Dataset excerpt
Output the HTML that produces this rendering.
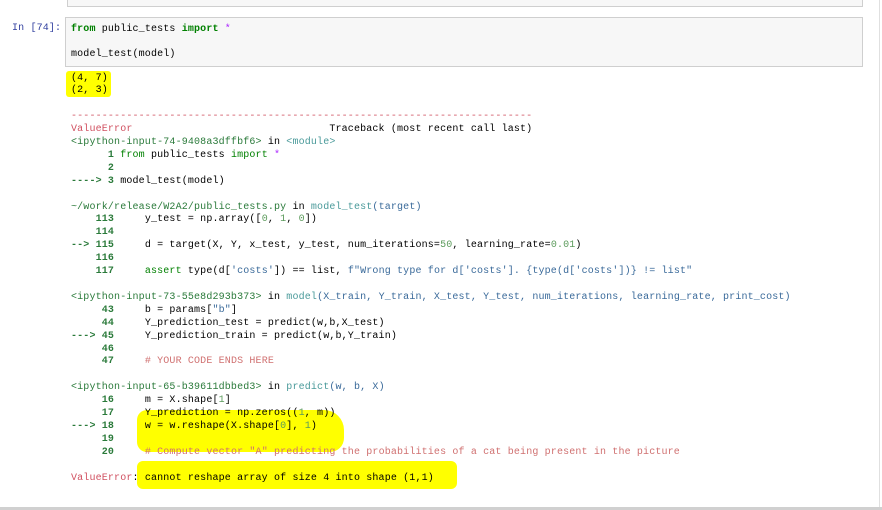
<!DOCTYPE html>
<html><head><style>
body{margin:0;width:882px;height:510px;background:#fff;overflow:hidden;position:relative;font-family:"Liberation Mono",monospace;}
pre{margin:0;font-family:"Liberation Mono",monospace;font-size:10px;line-height:12.9px;letter-spacing:0.15px;color:#000;position:absolute;}
.hl{position:absolute;background:#ffff00;border-radius:6px;}
.r{color:#d05060}.g{color:#2a7a3a;font-weight:bold}.c{color:#4a9a9a}.k{color:#008000;font-weight:bold}.p{color:#aa22ff}.n{color:#5a9a5a}.s{color:#ba2121}.cm{color:#d07070}.b{color:#3a6a9a}
</style></head><body>
<div style="position:absolute;left:67px;top:-2px;width:794px;height:7px;border:1px solid #cfcfcf;background:#f7f7f7"></div>
<div style="position:absolute;left:65px;top:17px;width:796px;height:48px;border:1px solid #cfcfcf;background:#f7f7f7"></div>
<pre style="left:12px;top:23px;color:#303f9f">In [74]:</pre>
<pre style="left:71px;top:16.5px;line-height:25.5px"><span class="k">from</span> public_tests <span class="k">import</span> <span class="p">*</span>
model_test(model)</pre>
<div class="hl" style="left:66px;top:71px;width:45px;height:26px;border-radius:3px"></div>
<div class="hl" style="left:137px;top:410px;width:207px;height:42px;border-radius:10px 20px 14px 10px"></div>
<div class="hl" style="left:137px;top:461px;width:320px;height:28px;border-radius:6px"></div>
<pre style="left:71px;top:72.5px">(4, 7)
(2, 3)

<span class="r">---------------------------------------------------------------------------</span>
<span class="r">ValueError</span>                                Traceback (most recent call last)
<span class="g" style="font-weight:normal">&lt;ipython-input-74-9408a3dffbf6&gt;</span> in <span class="c">&lt;module&gt;</span>
<span class="g">      1</span> <span class="k" style="font-weight:normal">from</span> public_tests <span class="k" style="font-weight:normal">import</span> <span class="p">*</span>
<span class="g">      2</span>
<span class="g">----&gt; 3</span> model_test(model)

<span class="g" style="font-weight:normal">~/work/release/W2A2/public_tests.py</span> in <span class="c">model_test</span><span class="b">(target)</span>
<span class="g">    113</span>     y_test = np.array([<span class="n">0</span>, <span class="n">1</span>, <span class="n">0</span>])
<span class="g">    114</span>
<span class="g">--&gt; 115</span>     d = target(X, Y, x_test, y_test, num_iterations=<span class="n">50</span>, learning_rate=<span class="n">0.01</span>)
<span class="g">    116</span>
<span class="g">    117</span>     <span class="k" style="font-weight:normal">assert</span> type(d[<span class="b">'costs'</span>]) == list, <span class="b">f"Wrong type for d['costs']. {type(d['costs'])} != list"</span>

<span class="g" style="font-weight:normal">&lt;ipython-input-73-55e8d293b373&gt;</span> in <span class="c">model</span><span class="b">(X_train, Y_train, X_test, Y_test, num_iterations, learning_rate, print_cost)</span>
<span class="g">     43</span>     b = params[<span class="b">"b"</span>]
<span class="g">     44</span>     Y_prediction_test = predict(w,b,X_test)
<span class="g">---&gt; 45</span>     Y_prediction_train = predict(w,b,Y_train)
<span class="g">     46</span>
<span class="g">     47</span>     <span class="cm"># YOUR CODE ENDS HERE</span>

<span class="g" style="font-weight:normal">&lt;ipython-input-65-b39611dbbed3&gt;</span> in <span class="c">predict</span><span class="b">(w, b, X)</span>
<span class="g">     16</span>     m = X.shape[<span class="n">1</span>]
<span class="g">     17</span>     Y_prediction = np.zeros((<span class="n">1</span>, m))
<span class="g">---&gt; 18</span>     w = w.reshape(X.shape[<span class="n">0</span>], <span class="n">1</span>)
<span class="g">     19</span>
<span class="g">     20</span>     <span class="cm"># Compute vector "A" predicting the probabilities of a cat being present in the picture</span>

<span class="r">ValueError</span>: cannot reshape array of size 4 into shape (1,1)</pre>
<div style="position:absolute;left:0;top:507px;width:882px;height:3px;background:#d0d0d0"></div>
<div style="position:absolute;left:879px;top:0;width:1px;height:507px;background:#e0e0e0"></div>
</body></html>
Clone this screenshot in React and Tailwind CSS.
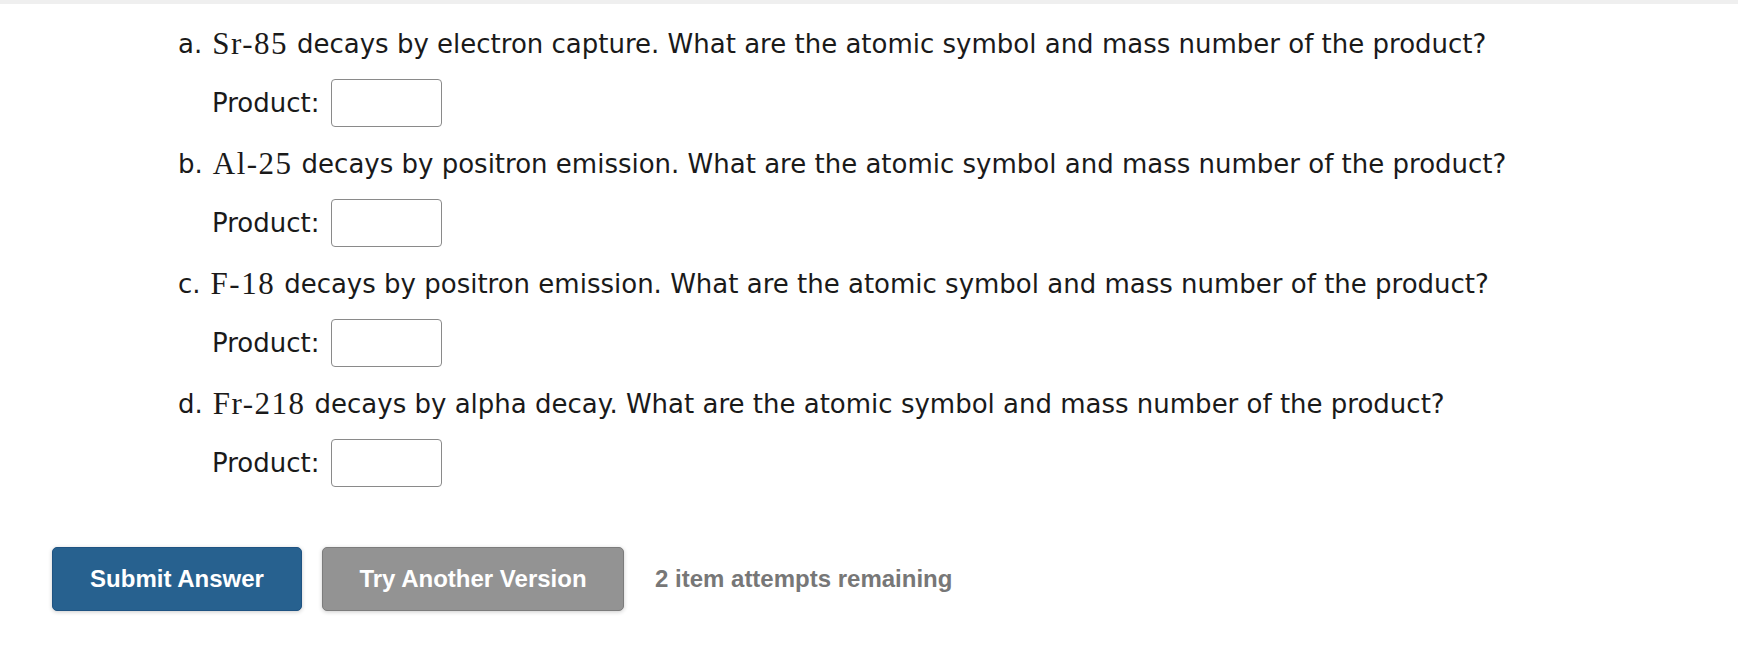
import React from 'react';

const questions = [
  { letter: 'a.', nuclide: 'Sr-85', rest: 'decays by electron capture. What are the atomic symbol and mass number of the product?' },
  { letter: 'b.', nuclide: 'Al-25', rest: 'decays by positron emission. What are the atomic symbol and mass number of the product?' },
  { letter: 'c.', nuclide: 'F-18', rest: 'decays by positron emission. What are the atomic symbol and mass number of the product?' },
  { letter: 'd.', nuclide: 'Fr-218', rest: 'decays by alpha decay. What are the atomic symbol and mass number of the product?' },
];

export default function App() {
  return (
    <div className="min-h-[666px] w-full bg-white">
      <div className="h-[4px] w-full bg-[#efefef]" />

      <div className="pl-[178px] pt-[20px] font-['DejaVu_Sans',Verdana,sans-serif] text-[26px] text-[#1a1a1a]">
        {questions.map((q) => (
          <div key={q.letter} className="pb-[17px]">
            <p className="flex h-[40px] items-center whitespace-nowrap">
              <span>{q.letter}</span>
              <span className="ml-[10px] mr-[9px] font-['Liberation_Serif',serif] text-[31px] tracking-[1.5px]">
                {q.nuclide}
              </span>
              <span>{q.rest}</span>
            </p>
            <div className="mt-[15px] flex h-[48px] items-center gap-[12px] pl-[34px]">
              <label>Product:</label>
              <input
                type="text"
                aria-label={`Product ${q.letter}`}
                className="h-[48px] w-[111px] rounded-[4px] border border-[#8a8a8a] bg-white px-2 outline-none"
              />
            </div>
          </div>
        ))}
      </div>

      <div className="mt-[43px] flex items-center pl-[52px] font-['Liberation_Sans',Arial,sans-serif] text-[24px] font-bold">
        <button className="h-[64px] w-[250px] rounded-[5px] border border-[#1f5382] bg-[#27618f] text-white shadow-[0_1px_4px_rgba(0,0,0,0.2)]">
          Submit Answer
        </button>
        <button className="ml-[20px] h-[64px] w-[302px] rounded-[5px] border border-[#7c7c7c] bg-[#939393] text-white shadow-[0_1px_4px_rgba(0,0,0,0.2)]">
          Try Another Version
        </button>
        <span className="ml-[31px] text-[#777777]">2 item attempts remaining</span>
      </div>
    </div>
  );
}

REQUIRED WORK
From the listing above, restate verbatim the lines running from the one with "Clone this screenshot" through the one with "import React from 'react';", inclusive, but not the pictures.

OUTPUT
Clone this screenshot in React and Tailwind CSS.
import React from 'react';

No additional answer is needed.